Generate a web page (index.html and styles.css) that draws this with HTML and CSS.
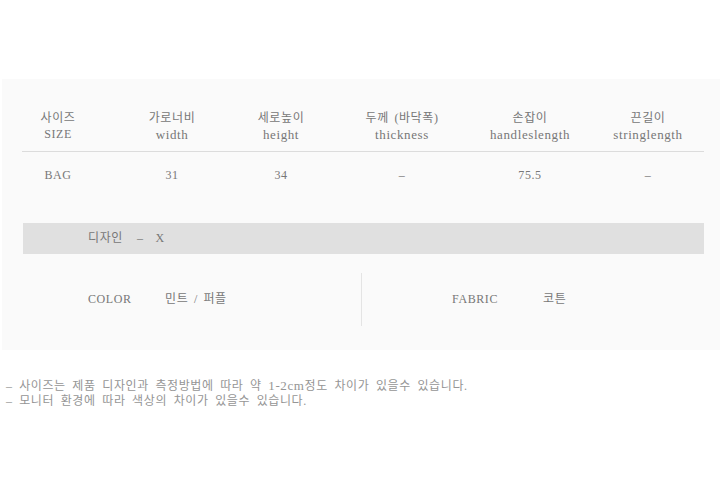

********

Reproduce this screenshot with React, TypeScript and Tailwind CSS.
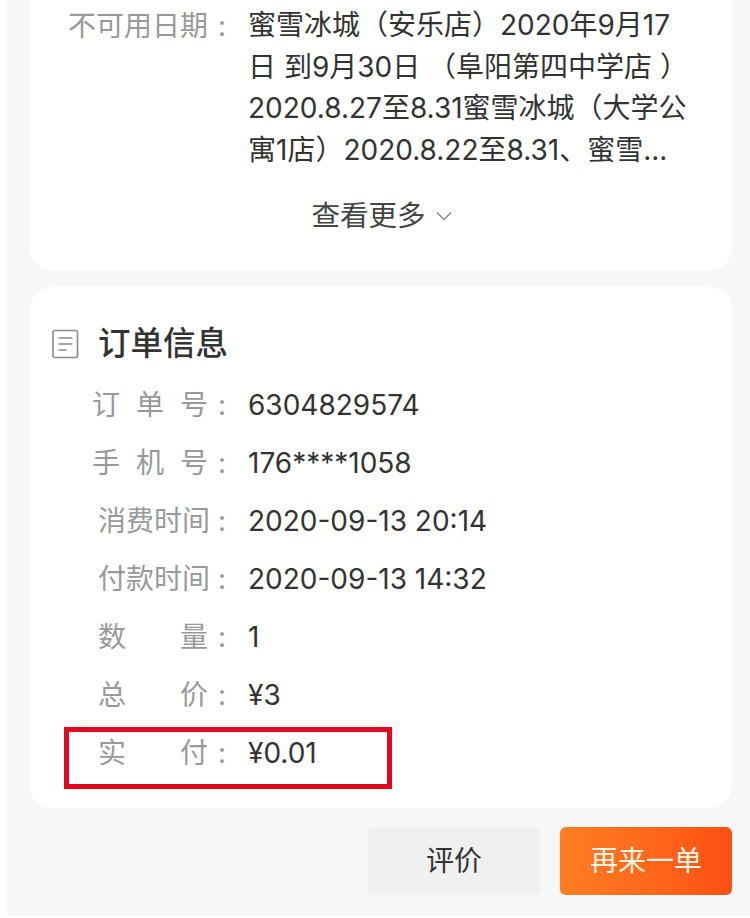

********

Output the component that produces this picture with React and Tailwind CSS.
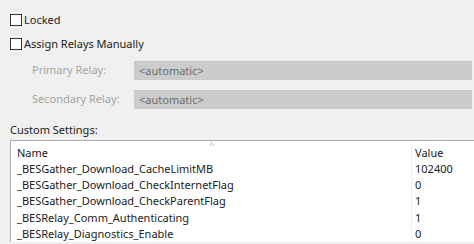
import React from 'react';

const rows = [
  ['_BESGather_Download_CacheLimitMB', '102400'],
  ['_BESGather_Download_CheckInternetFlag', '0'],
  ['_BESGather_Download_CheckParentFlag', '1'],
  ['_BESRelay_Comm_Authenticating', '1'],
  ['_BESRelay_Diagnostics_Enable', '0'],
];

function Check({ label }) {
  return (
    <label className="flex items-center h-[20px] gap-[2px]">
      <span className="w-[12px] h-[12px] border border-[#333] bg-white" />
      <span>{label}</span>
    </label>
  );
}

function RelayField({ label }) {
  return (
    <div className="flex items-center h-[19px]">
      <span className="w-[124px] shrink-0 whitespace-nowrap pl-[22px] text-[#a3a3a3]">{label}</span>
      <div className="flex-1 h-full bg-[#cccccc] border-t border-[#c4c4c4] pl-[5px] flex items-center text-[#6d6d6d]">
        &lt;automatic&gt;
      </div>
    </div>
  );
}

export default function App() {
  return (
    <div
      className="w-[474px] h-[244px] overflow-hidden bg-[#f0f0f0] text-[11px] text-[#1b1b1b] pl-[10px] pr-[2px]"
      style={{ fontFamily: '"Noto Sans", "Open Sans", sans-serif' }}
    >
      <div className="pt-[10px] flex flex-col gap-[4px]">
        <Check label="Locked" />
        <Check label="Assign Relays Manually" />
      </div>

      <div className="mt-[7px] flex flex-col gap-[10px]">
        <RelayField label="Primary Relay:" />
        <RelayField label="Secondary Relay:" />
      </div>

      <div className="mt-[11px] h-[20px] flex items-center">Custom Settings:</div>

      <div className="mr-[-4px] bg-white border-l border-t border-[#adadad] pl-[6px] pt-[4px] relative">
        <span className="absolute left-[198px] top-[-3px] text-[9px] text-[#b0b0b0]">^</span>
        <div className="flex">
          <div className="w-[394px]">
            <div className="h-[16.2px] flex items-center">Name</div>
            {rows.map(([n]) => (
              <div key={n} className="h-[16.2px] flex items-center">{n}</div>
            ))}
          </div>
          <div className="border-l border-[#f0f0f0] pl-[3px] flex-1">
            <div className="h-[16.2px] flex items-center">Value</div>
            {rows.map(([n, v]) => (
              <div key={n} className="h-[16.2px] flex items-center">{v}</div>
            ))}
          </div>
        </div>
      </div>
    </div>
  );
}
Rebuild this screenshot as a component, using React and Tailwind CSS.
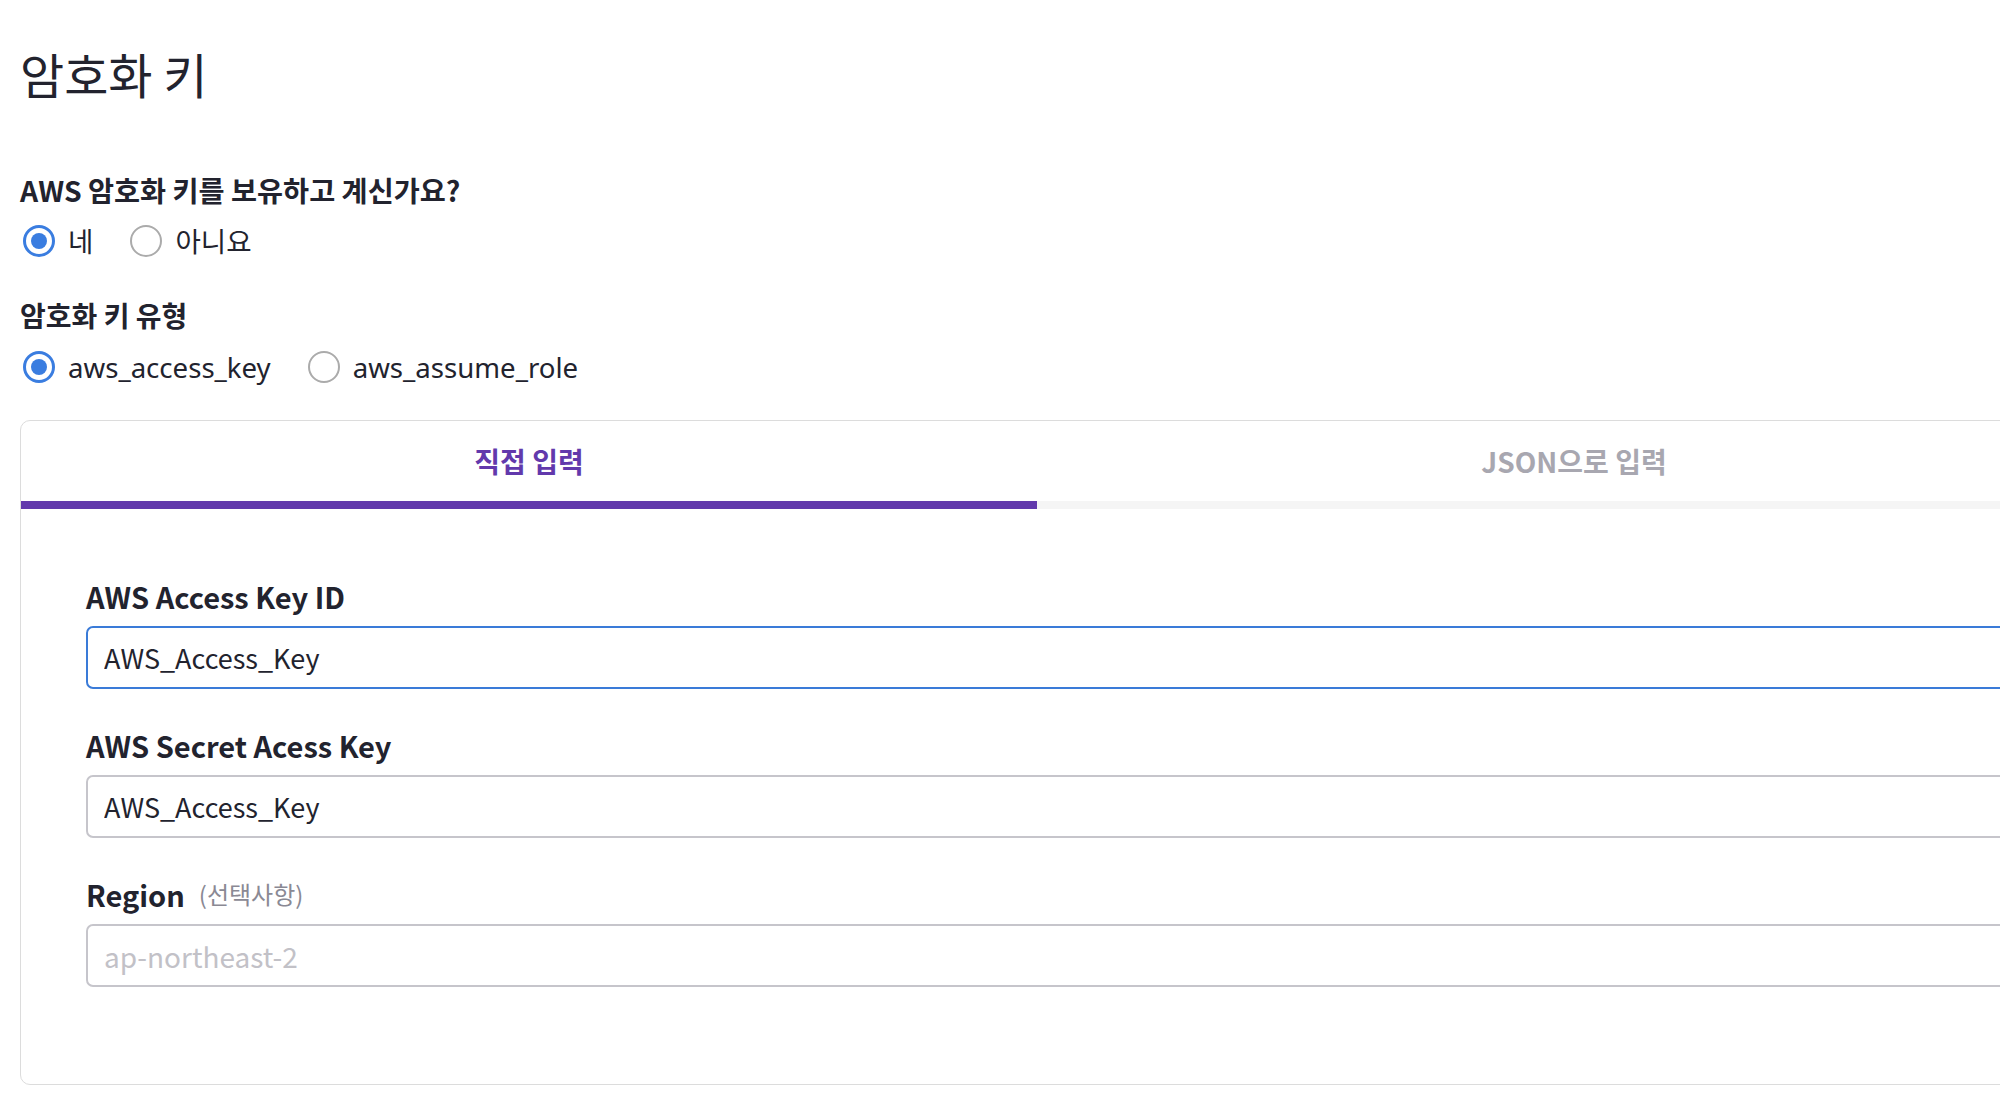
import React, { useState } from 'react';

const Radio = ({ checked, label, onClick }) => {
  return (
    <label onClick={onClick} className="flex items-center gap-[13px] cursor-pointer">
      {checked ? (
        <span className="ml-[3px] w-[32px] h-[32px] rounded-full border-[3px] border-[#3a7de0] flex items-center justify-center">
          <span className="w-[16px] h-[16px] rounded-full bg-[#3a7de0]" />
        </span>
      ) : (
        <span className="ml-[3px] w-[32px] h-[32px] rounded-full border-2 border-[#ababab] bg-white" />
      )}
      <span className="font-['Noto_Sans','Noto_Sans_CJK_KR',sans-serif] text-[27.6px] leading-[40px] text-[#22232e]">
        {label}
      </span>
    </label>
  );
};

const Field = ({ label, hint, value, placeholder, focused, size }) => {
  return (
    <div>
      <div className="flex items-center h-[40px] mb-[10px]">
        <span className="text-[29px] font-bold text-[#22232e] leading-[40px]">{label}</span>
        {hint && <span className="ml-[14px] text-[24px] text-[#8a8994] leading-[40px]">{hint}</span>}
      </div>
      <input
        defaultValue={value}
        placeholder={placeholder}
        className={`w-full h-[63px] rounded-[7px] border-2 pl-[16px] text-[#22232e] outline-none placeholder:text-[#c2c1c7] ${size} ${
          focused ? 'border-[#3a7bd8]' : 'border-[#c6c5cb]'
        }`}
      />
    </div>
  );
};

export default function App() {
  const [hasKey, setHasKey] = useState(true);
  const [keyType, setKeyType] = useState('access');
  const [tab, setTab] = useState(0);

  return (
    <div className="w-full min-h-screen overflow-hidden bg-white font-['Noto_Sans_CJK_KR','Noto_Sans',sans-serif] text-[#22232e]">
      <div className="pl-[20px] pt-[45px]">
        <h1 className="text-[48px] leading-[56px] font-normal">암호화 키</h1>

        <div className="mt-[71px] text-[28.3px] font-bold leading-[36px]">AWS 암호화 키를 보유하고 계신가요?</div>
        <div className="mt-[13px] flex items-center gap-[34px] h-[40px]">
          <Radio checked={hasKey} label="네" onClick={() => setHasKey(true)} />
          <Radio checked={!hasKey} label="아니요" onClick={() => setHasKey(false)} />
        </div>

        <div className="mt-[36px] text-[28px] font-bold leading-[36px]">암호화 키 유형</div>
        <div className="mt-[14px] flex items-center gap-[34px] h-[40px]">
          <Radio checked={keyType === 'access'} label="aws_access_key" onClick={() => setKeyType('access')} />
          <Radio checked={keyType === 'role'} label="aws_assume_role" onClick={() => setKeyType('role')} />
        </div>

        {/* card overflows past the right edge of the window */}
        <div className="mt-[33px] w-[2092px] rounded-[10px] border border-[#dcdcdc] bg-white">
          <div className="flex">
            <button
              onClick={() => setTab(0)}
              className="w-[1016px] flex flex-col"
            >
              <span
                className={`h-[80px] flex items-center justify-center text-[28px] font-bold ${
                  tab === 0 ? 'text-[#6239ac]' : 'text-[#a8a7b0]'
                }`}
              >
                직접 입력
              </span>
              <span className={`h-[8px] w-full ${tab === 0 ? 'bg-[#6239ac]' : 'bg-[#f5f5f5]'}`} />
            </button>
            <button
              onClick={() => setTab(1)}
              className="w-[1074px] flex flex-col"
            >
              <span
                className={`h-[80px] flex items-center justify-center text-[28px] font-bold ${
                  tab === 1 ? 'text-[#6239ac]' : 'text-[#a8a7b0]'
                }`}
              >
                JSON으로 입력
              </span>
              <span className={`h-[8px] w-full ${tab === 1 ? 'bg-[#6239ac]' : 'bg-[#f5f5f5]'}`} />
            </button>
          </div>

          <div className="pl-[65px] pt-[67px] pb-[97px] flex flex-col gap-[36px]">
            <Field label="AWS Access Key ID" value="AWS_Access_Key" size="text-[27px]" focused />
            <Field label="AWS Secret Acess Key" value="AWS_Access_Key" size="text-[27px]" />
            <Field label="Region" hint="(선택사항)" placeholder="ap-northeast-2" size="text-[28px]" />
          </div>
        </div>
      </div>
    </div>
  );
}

********

PROBLEM >> Pick each line holding the word "React" out of the listing.

REPLY TO THE EXERCISE >>
Reproduce this screenshot with React, TypeScript and Tailwind CSS.
Output the component that produces this picture with React and Tailwind CSS.
import React from 'react';
Rebuild this screenshot as a component, using React and Tailwind CSS.
import React, { useState } from 'react';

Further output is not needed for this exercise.